::: Dataset extract :::

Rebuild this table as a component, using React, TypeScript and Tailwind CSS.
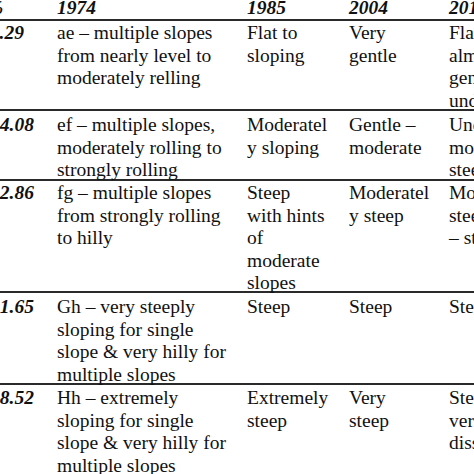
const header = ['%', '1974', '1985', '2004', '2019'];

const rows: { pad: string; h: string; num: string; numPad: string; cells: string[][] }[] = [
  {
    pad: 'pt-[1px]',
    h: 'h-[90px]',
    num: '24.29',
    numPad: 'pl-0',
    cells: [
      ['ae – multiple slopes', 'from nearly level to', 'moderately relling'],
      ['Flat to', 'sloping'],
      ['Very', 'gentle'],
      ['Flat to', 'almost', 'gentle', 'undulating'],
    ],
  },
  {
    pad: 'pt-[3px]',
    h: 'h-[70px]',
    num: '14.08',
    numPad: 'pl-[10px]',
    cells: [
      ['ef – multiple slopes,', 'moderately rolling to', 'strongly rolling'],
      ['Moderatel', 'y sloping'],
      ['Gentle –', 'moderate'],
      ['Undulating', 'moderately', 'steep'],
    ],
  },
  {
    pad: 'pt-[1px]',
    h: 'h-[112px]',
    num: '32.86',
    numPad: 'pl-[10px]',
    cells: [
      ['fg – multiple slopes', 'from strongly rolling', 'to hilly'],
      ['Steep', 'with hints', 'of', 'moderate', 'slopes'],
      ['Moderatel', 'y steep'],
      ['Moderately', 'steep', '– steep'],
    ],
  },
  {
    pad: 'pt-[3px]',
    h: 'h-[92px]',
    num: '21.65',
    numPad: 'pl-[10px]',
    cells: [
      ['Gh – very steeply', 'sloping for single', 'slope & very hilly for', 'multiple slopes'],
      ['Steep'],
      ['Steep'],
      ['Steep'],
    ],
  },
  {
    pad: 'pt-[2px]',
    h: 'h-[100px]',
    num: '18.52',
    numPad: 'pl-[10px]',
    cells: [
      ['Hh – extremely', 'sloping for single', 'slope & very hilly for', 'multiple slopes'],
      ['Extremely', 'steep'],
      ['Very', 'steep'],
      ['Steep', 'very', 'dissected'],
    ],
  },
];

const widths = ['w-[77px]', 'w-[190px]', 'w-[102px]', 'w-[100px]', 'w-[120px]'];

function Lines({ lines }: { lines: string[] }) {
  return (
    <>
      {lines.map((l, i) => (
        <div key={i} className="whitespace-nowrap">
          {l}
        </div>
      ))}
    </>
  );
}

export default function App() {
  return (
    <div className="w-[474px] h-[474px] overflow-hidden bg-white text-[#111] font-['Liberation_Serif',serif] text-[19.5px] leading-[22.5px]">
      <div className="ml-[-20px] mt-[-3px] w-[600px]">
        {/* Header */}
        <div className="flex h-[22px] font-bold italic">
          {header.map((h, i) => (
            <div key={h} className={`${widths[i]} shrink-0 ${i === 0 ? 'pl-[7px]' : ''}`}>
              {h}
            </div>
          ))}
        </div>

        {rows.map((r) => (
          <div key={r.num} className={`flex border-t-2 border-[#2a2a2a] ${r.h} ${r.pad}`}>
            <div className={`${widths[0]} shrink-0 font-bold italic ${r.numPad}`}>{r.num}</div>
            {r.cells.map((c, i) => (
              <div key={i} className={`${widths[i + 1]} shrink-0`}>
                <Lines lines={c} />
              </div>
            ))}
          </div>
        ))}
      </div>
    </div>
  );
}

:::

### Goal
Reproduce the data above word for word from its first line through the line that holds "const header = ['%', '1974', '1985', '2004', '2019'];", both ends included; skip pictures.

### Full answer
Rebuild this table as a component, using React, TypeScript and Tailwind CSS.
const header = ['%', '1974', '1985', '2004', '2019'];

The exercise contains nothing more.